Have you ever imagined seeing an artificial intelligent computer win in Jeopardy? Nah, I hadn’t either. Yet on February 14 to February 16, Watson beat both “biggest money winner of all time”, Brad Rutter and “longest championship streak holder”, Ken Jennings in Jeopardy. Watson boasted a win of a million dollars while Rutter and Jennings carried $200,000 and $300,000 respectively. Does that mean the end of humanity is near? Maybe; But for developers and investigators like David Ferrucci it means improvement for future business and a possible, computer that can apply advanced data management and analytics to speak in the natural language and uncover a single reliable insight, in other words it meant success.
It all started on a fateful 2004 dinner, as IBM research manager Charles Lickel, coworkers and the entire restaurant went into silence; Ken Jennings was on Jeopardy, in the middle of his successful 74-game run. After the Deep Blue IBM computer chess championship success in 1997, the IBM had been searching for a new challenge to pit against their computers. Lickel got the idea that Jeopardy might be that new challenge. IBM research executive Paul Horn, in 2005, backed Lickel’s idea and he was eventually able to push David Ferrucci, IBM senior manager of semantic analysis and integration department, into taking the offer.
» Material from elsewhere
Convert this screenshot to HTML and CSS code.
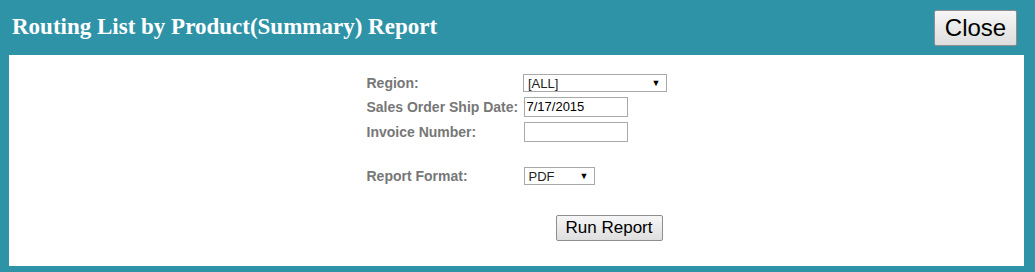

In 2006, Watson was given 500 clues from previous Jeopardy programs.
His score: he got 15% correct.
Now, within a five year span, Watson’s creators and inventors proudly watch their artificially intelligent computer beat the very man that inspired the idea and claim title of ‘Trivia King’. During the competition, Watson received the clue electronically at the same time that the human players were shown the clue. According to the IBM research website, the computer would then make comparisons from the information stored in its database. Its database contains 200 million structured and unstructured information.
So Watson took the winning title, big whoop. What is the point of a computer who can, not only participate, but win a trivia show? For the IBM, it means creating a computer that understands the natural language, the slangs and double meanings, and that can use imagination, the power of deduction and reason – such as a human does. From a radical perspective, Watson is the first sign to the Terminator apocalypse. However, from the perspective of a youth, it goes beyond Jeopardy and Watson; it goes to show the progress that our generations are making and provides hope for future inventions. When Watson won Jeopardy on February 16, it meant success to investigators and developers like David Ferrucci, but to society, it marked a historical achievement in technology and proved that, what was once considered science fiction, can be possible.